Unfortunately, the geographically ignorant mixes up those with areas actually staying snow-free for months a year.  Heavy snow is common in some of these areas.  It occasionally happens in even milder places like the one where I live.  This photo was taken from my bedroom window on the 3rd of February 2019:



This was right after a blizzard which dumped exceptional amounts of snow on the area.  I took the chance to record the temperature which was -6°C (21°F).  High-speed winds are necessary for the snow to stick to the brick wall in the background which happens less than once a year.  However, one can expect it to snow at least several times between November and Mars each year.

On the 5th of August 2019 the same view looked like this:



I recorded the temperature that day as 22°C (72°F).  This photo was taken in the hope of showing it to demonstrate the seasonality of where I live.  Our winters can be hash to the insufficiently prepared.  But our summers are warm enough to grow wheat.  I know this because I have seen wheat fields in the area.

A less severe misconception is believing snow to always have the same texture.  In reality snow naturally have varying density.  It depends on the temperature when it forms and if parts of it has melted and refrozen.  Under some weather conditions it can also form a stiff crust.  I have experienced this phenomenon myself.  Such a crust makes it considerably easier to use skis and snowshoes.

Then there is the error of expecting water to tickle out of snow when it melts.  Unlike ice, snow is porous enough to initially absorb its own meltwater.  The snow then appears to shrink before starting to give off water.  Also, soot can form on snow if one holds it close to a flame.  However, this soot comes from the fuel used to create the flame in the first place.

Related to this is expecting snow and ice to always melt at the same rate.  To me this is very obviously not the case.  How fast ice and snow melts depends on several factors.  One is size as a greater masses change temperature slower.  Another is density as denser snow melt more slowly.  It follows that ice melts more slowly than snow.  Moreover, it matters what the ice or snow is in contact with.  Different substances transfer heat with various efficiency.  Ice or snow which mostly come into contact with air melts the slowest.

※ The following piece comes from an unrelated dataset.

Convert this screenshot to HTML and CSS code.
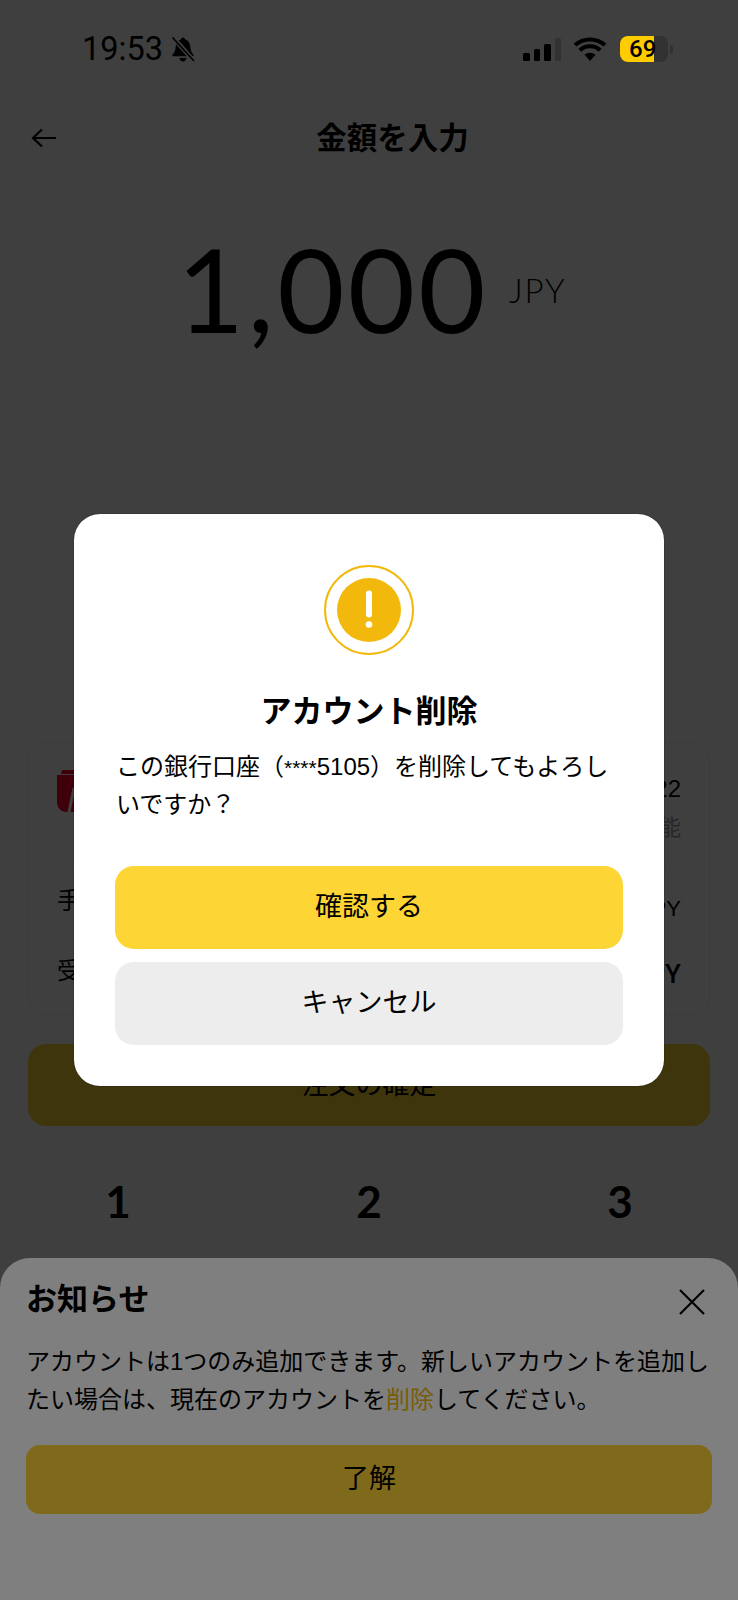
FILE: index.html
```html
<!DOCTYPE html>
<html lang="ja">
  <head>
    <meta charset="UTF-8" />
    <title>金額を入力</title>
    <link rel="stylesheet" href="styles.css">
  </head>
  <body>
    <div class="screen">
      <div class="page">
        <div class="top_bar">
          <svg class="back_icon" width="26" height="20" viewBox="0 0 26 20"><path d="M25 10H2M11 1.5 2 10l9 8.5" fill="none" stroke="#000" stroke-width="2.2"/></svg>
          <h1 class="top_title">金額を入力</h1>
        </div>
        <div class="amount">
          <span class="amount_num">1,000</span>
          <span class="amount_unit">JPY</span>
        </div>
        <div class="card">
          <div class="card_head">
            <svg class="bank_logo" width="40" height="42" viewBox="0 0 40 42">
              <path d="M5 0h30v4H4zM0 5h40v37H10C4 42 0 38 0 32z" fill="#ff0033"/>
              <path d="M17 18 12 42" stroke="#fff" stroke-width="3"/>
            </svg>
            <div class="bank_info">
              <div class="bank_no">22</div>
              <div class="bank_state">利用可能</div>
            </div>
          </div>
          <div class="card_row"><span>手数料</span><span class="row_val">JPY</span></div>
          <div class="card_row"><span>受取額</span><span class="row_val row_total">JPY</span></div>
        </div>
        <div class="submit_btn">注文の確定</div>
        <div class="keypad">
          <span>1</span>
          <span>2</span>
          <span>3</span>
        </div>
      </div>

      <div class="scrim"></div>

      <div class="sheet">
        <div class="sheet_head">
          <h2 class="sheet_title">お知らせ</h2>
          <svg class="close_icon" width="26" height="26" viewBox="0 0 26 26"><path d="M1 1l24 24M25 1 1 25" fill="none" stroke="#000" stroke-width="2.2"/></svg>
        </div>
        <p class="sheet_text">アカウントは1つのみ追加できます。新しいアカウントを追加したい場合は、現在のアカウントを<span class="link">削除</span>してください。</p>
        <div class="sheet_btn">了解</div>
      </div>

      <div class="scrim scrim_top">
        <div class="dialog">
          <div class="alert_icon">
            <svg width="64" height="64" viewBox="0 0 64 64">
              <circle cx="32" cy="32" r="32" fill="#f2b90c"/>
              <rect x="29" y="12.500" width="6" height="27" rx="3" fill="#fff"/>
              <circle cx="32" cy="46.500" r="3.300" fill="#fff"/>
            </svg>
          </div>
          <h2 class="dialog_title">アカウント削除</h2>
          <p class="dialog_text">この銀行口座（<span class="stars">****</span>5105）を削除してもよろしいですか？</p>
          <div class="dialog_btn btn_yes">確認する</div>
          <div class="dialog_btn btn_no">キャンセル</div>
        </div>
      </div>

      <div class="status">
        <span class="status_time">19:53</span>
        <svg class="bell_icon" width="24" height="26" viewBox="0 0 24 26">
          <path d="M12 1.500c1 0 1.800.8 1.800 1.700 3.400 1 5.200 3.700 5.500 7.200.3 4.300 1.200 6.200 3 8 .6.7.2 1.800-.8 1.800H2.500c-1 0-1.400-1.100-.8-1.800 1.800-1.800 2.700-3.700 3-8 .3-3.500 2.100-6.200 5.500-7.200 0-.9.8-1.700 1.800-1.700zM8.400 22h7.200c-.3 2-1.800 3.400-3.600 3.400S8.700 24 8.400 22z" fill="#000"/>
          <path d="M3 2.500 22 24" stroke="#404040" stroke-width="4.500"/>
          <path d="M1.500 1.500 23 25" stroke="#000" stroke-width="1.700"/>
        </svg>
        <span class="status_fill"></span>
        <span class="signal">
          <i class="bar1"></i><i class="bar2"></i><i class="bar3"></i><i class="bar4"></i>
        </span>
        <svg class="wifi_icon" width="34" height="24" viewBox="0 0 34 24">
          <path d="M17 24 11.500 17.800C14.700 15 19.300 15 22.500 17.800z" fill="#000"/>
          <path d="M6.800 13.300C12.600 8 21.400 8 27.200 13.300" fill="none" stroke="#000" stroke-width="4"/>
          <path d="M2 8C10.500 .5 23.500 .5 32 8" fill="none" stroke="#000" stroke-width="4"/>
        </svg>
        <span class="battery"><span class="battery_fill"></span><span class="battery_num">69</span></span>
        <span class="battery_nub"></span>
      </div>
    </div>
  </body>
</html>
```

FILE: styles.css
```css
* {
  margin: 0;
  padding: 0;
  box-sizing: border-box;
}
body {
  font-family: "Liberation Sans", "Noto Sans CJK JP", sans-serif;
  color: #000;
  background: #fff;
}
.screen {
  position: relative;
  width: 738px;
  height: 1600px;
  overflow: hidden;
}
.page {
  background: #fff;
  height: 1600px;
  padding-top: 108px;
}
.top_bar {
  display: flex;
  align-items: center;
  height: 60px;
  padding: 0 10px 0 31px;
}
.back_icon {
  flex: none;
}
.top_title {
  flex: 1;
  text-align: center;
  font-size: 30.500px;
  font-weight: 700;
  line-height: 60px;
}
.amount {
  display: flex;
  margin-top: 61px;
  padding-left: 177px;
  height: 120px;
  font-family: Lato, sans-serif;
}
.amount_num {
  font-size: 116px;
  line-height: 120px;
  letter-spacing: 3.300px;
}
.amount_unit {
  font-size: 33px;
  font-weight: 300;
  line-height: 40px;
  letter-spacing: 1.800px;
  margin: 41px 0 0 20px;
}
.card {
  margin: 393px 28px 0;
  height: 273px;
  border: 1px solid #eee;
  border-radius: 16px;
  padding: 27px 28px 0;
}
.card_head {
  display: flex;
  justify-content: space-between;
  height: 96px;
  border-bottom: 1px solid #f4f4f4;
}
.bank_info {
  text-align: right;
}
.bank_no {
  font-size: 24px;
  line-height: 38px;
}
.bank_state {
  margin-top: 2px;
  font-size: 22px;
  line-height: 36px;
  color: #999;
}
.card_row {
  display: flex;
  justify-content: space-between;
  margin-top: 17px;
  font-size: 24px;
  line-height: 36px;
}
.card_row + .card_row {
  margin-top: 26px;
}
.row_val {
  margin-top: 8px;
  font-size: 22px;
}
.row_total {
  margin-top: 3px;
  font-family: Roboto, sans-serif;
  font-size: 26px;
  font-weight: 500;
}
.submit_btn {
  margin: 29px 28px 0;
  height: 82px;
  border-radius: 18px;
  background: #fdd535;
  font-size: 27px;
  line-height: 82px;
  text-align: center;
}
.keypad {
  display: grid;
  grid-template-columns: repeat(3, 251px);
  justify-content: center;
  margin-top: 47px;
  font-family: Lato, sans-serif;
  font-size: 44px;
  font-weight: 700;
  line-height: 56px;
  text-align: center;
}
.scrim {
  position: absolute;
  top: 0;
  right: 0;
  bottom: 0;
  left: 0;
  background: rgba(0, 0, 0, 0.5);
}
.scrim_top {
  display: flex;
  align-items: center;
  justify-content: center;
}
.sheet {
  position: absolute;
  top: 1258px;
  right: 0;
  bottom: 0;
  left: 0;
  background: #fff;
  border-radius: 30px 30px 0 0;
  padding: 22px 26px 0;
}
.sheet_head {
  display: flex;
  justify-content: space-between;
  align-items: center;
  height: 40px;
}
.sheet_title {
  font-size: 31px;
  font-weight: 700;
  line-height: 40px;
}
.close_icon {
  margin: 4px 7px 0 0;
}
.sheet_text {
  margin-top: 23px;
  font-size: 24px;
  line-height: 37.500px;
}
.link {
  color: #f0b90b;
}
.sheet_btn {
  margin-top: 27px;
  height: 69px;
  border-radius: 14px;
  background: #fdd535;
  font-size: 27px;
  line-height: 69px;
  text-align: center;
}
.dialog {
  width: 590px;
  height: 572px;
  background: #fff;
  border-radius: 26px;
  padding: 51px 41px 0;
  box-shadow: 0 0 1px #000;
}
.alert_icon {
  display: flex;
  align-items: center;
  justify-content: center;
  width: 90px;
  height: 90px;
  margin: 0 auto;
  border: 2px solid #f2b90c;
  border-radius: 50%;
}
.alert_icon svg {
  display: block;
}
.dialog_title {
  margin-top: 36px;
  font-size: 31px;
  font-weight: 700;
  line-height: 42px;
  text-align: center;
}
.dialog_text {
  margin-top: 15px;
  padding-left: 1px;
  font-size: 24px;
  line-height: 37.500px;
}
.stars {
  font-size: 21px;
  line-height: 1;
}
.dialog_btn {
  height: 83px;
  border-radius: 19px;
  font-size: 27px;
  line-height: 83px;
  text-align: center;
}
.btn_yes {
  margin-top: 43px;
  background: #fdd535;
}
.btn_no {
  margin-top: 13px;
  background: #ededed;
}
.status {
  position: absolute;
  top: 36px;
  left: 82px;
  right: 65px;
  display: flex;
  align-items: center;
  height: 26px;
}
.status_time {
  font-family: Roboto, sans-serif;
  font-size: 32.500px;
  line-height: 30px;
}
.bell_icon {
  margin-left: 8px;
}
.status_fill {
  flex: 1;
}
.signal {
  display: flex;
  align-items: flex-end;
  gap: 4px;
  height: 23px;
}
.signal i {
  display: block;
  width: 6.500px;
  border-radius: 1.500px;
  background: #000;
}
.bar1 {
  height: 8px;
}
.bar2 {
  height: 12px;
}
.bar3 {
  height: 17px;
}
.signal .bar4 {
  height: 23px;
  background: rgba(0, 0, 0, 0.2);
}
.wifi_icon {
  margin-left: 12px;
}
.battery {
  position: relative;
  display: block;
  width: 48px;
  height: 26px;
  margin-left: 13px;
  border-radius: 8px;
  background: rgba(0, 0, 0, 0.2);
}
.battery_fill {
  display: block;
  width: 34px;
  height: 26px;
  border-radius: 8px 0 0 8px;
  background: #ffcc00;
}
.battery_num {
  position: absolute;
  top: 0;
  left: 9px;
  font-family: Roboto, sans-serif;
  font-size: 24px;
  font-weight: 500;
  line-height: 26px;
}
.battery_nub {
  width: 3px;
  height: 9px;
  margin-left: 2px;
  border-radius: 0 3px 3px 0;
  background: rgba(0, 0, 0, 0.2);
}
```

Snow is so associated with cold it is believed to not naturally snow above freezing.  I have seen it snowing above freezing many times without anyone here calling it abnormal.  What matters is not the temperature at the ground but the temperature of the cloud creating precipitation.  Most snow-clouds are at least 500 meters (1,600 feet) above ground.  Since temperature decreases with altitude this can mean the clouds are several degrees colder.  When the temperature at the ground is a little above freezing it can still snow.  Unless it falls on snow or ice which has not melted yet it melts as soon as it has reached the ground.


Uploaded on the 10th of May 2024.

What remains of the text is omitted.